A few weeks ago, I explained to you how I had realized, thanks to my record collection, that I had become an investor without knowing it. The most attentive of you, and especially those with a very good memory, might remember that in addition to my compulsive vinyl buying habit, I have the same obsession with DVDs. Yes, I'm one of those rare people who still watch movies on physical media and don't just rely on streaming services like Netflix or Amazon Prime (by the way, did you know that you're entitled to cashbacks if you pay for them with your Vivid account).
Though the collection is mostly made up of comedies and documentaries, I realized there were also a significant number of finance films there.
Going back to this category, I realized how some of these films carry messages that can be useful in the everyday life of every investor. So here is a list of my three favorite movies about the world of finance and what you can learn from them.
Winner of the 2011 Academy Award for Best Documentary, the film recounts in five breathtaking chapters the before, during and after the collapse of the financial system in 2008. In a very realistic way, this film narrated by Matt Damon investigates the relationships between politicians, journalists and other professionals linked to the financial markets. It explains the involvement of each of them and the steps that led to the crisis.
Obviously, the first thing you think of when you watch Inside Job is the ultra-precise and didactic way in which the film exposes some of the mechanisms of international finance and their intertwining that led to the financial crisis of 2008.
But, for the neophytes of the financial world, this film has another merit: it explains clearly and in a complete way some concepts useful to any investor. If you want to understand what derivatives, securitization or the deregulation of financial markets are, I can only recommend this fascinating documentary.
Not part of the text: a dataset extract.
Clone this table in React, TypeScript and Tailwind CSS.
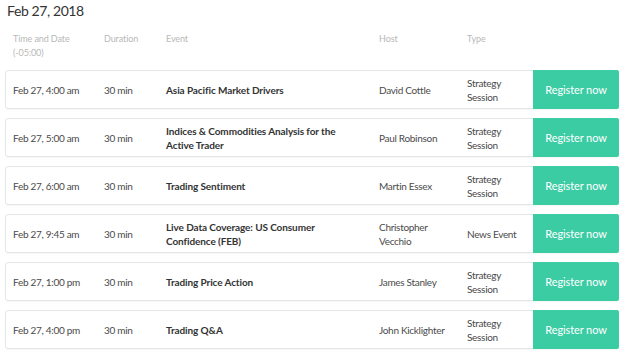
import React from 'react';

const sessions = [
  { time: 'Feb 27, 4:00 am', event: 'Asia Pacific Market Drivers', host: 'David Cottle', type: 'Strategy Session' },
  { time: 'Feb 27, 5:00 am', event: 'Indices & Commodities Analysis for the Active Trader', host: 'Paul Robinson', type: 'Strategy Session' },
  { time: 'Feb 27, 6:00 am', event: 'Trading Sentiment', host: 'Martin Essex', type: 'Strategy Session' },
  { time: 'Feb 27, 9:45 am', event: 'Live Data Coverage: US Consumer Confidence (FEB)', host: 'Christopher Vecchio', type: 'News Event' },
  { time: 'Feb 27, 1:00 pm', event: 'Trading Price Action', host: 'James Stanley', type: 'Strategy Session' },
  { time: 'Feb 27, 4:00 pm', event: 'Trading Q&A', host: 'John Kicklighter', type: 'Strategy Session' },
];

export default function App() {
  return (
    <div className="w-[624px] h-[354px] bg-white overflow-hidden font-['Lato',sans-serif] text-[#4a4a4a]">
      <h1 className="pl-[7px] pt-[1px] text-[14px] tracking-[-0.4px] leading-[20px] text-[#333]">Feb 27, 2018</h1>

      {/* column headings */}
      <div className="flex pl-[13px] mt-[11px] h-[38px] text-[9px] tracking-[-0.1px] leading-[14px] text-[#b8b8b8]">
        <div className="w-[91px]">Time and Date<br />(-05:00)</div>
        <div className="w-[62px]">Duration</div>
        <div className="w-[213px]">Event</div>
        <div className="w-[88px]">Host</div>
        <div>Type</div>
      </div>

      <div className="flex flex-col gap-[9px] px-[5px]">
        {sessions.map((s) => (
          <div key={s.time} className="flex items-stretch h-[39px] border border-[#e6e6e6] rounded-[3px] shadow-[0_1px_1px_rgba(0,0,0,0.04)] text-[10px] tracking-[-0.3px] leading-[14px]">
            <div className="flex items-center w-[98px] pl-[7px]">{s.time}</div>
            <div className="flex items-center w-[62px]">30 min</div>
            <div className="flex items-center w-[213px] pr-[34px] font-bold tracking-[-0.1px] text-[#333]">{s.event}</div>
            <div className="flex items-center w-[88px] pr-[12px]">{s.host}</div>
            <div className="flex items-center flex-1 pr-[10px]">{s.type}</div>
            <button className="w-[86px] -my-px -mr-px bg-[#3ccca4] text-white text-[11px] tracking-[-0.1px] rounded-r-[2px]">
              Register now
            </button>
          </div>
        ))}
      </div>
    </div>
  );
}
Who said you couldn’t make an exciting film at 71? In any case, Martin Scorsese did not listen to this person, because his movie Wolf of Wall Street is one of his most dynamic and successful works. A film to be ranked with Casino and Goodfellas. Almost everyone knows what happens, but I'll summarize it briefly for you just in case. Inspired by a real story, the film shows the rise to fame and fortune of a shady and unscrupulous stockbroker: Jordan Belfort (Leonardo DiCaprio).
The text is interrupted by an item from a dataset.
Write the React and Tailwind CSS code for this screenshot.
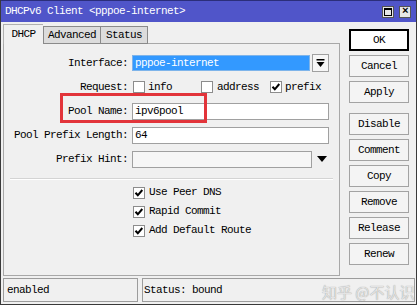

Okay, so maybe this one, like Inside Job, doesn’t really inspire much confidence in Wall Street and the world of finance. Nevertheless, there are a few lessons to be learned from Scorsese's film. The most obvious is that while it can sometimes be tempting to take shortcuts, it can come back to bite you at some point. There is a reason why financial markets are regulated and why financial regulators such as the AMF, BAFIN or the SEC exist.
One of the other messages of the film is that sometimes it's better to stop when you’re ahead. At one point in the film, Jordan could have paid a $2 million fine and only be barred from the financial sector, allowing him to retire for life if he so chose. Instead, he continued and received a colossal punishment in comparison. It's the same thing with financial investments, sometimes you have to accept a loss rather than be stubborn and lose even more money.
Supported by an all-star cast (Christian Bale, Brad Pitt, Ryan Gosling and many others), The Big Short tells the story of a handful of outsiders who, in 2005, took advantage of the generalized blindness of investment banks, governments and the media to anticipate the explosion of the subprime bubble. Shot in the style of a documentary, The Big Short distinguishes itself by its funny, dynamic writing that constantly takes the viewer by surprise.
The main strength of The Big Short is perhaps the film's clever way of explaining the most sophisticated financial instruments to the general public. Isn’t it more fun to have Selena Gomez at a poker table explaining what synthetic CDOs, or watching Margot Robbie in a bathtub with a glass of champagne explaining how mortgage-backed bonds work, than having a greying, full-bellied university professor do it for you?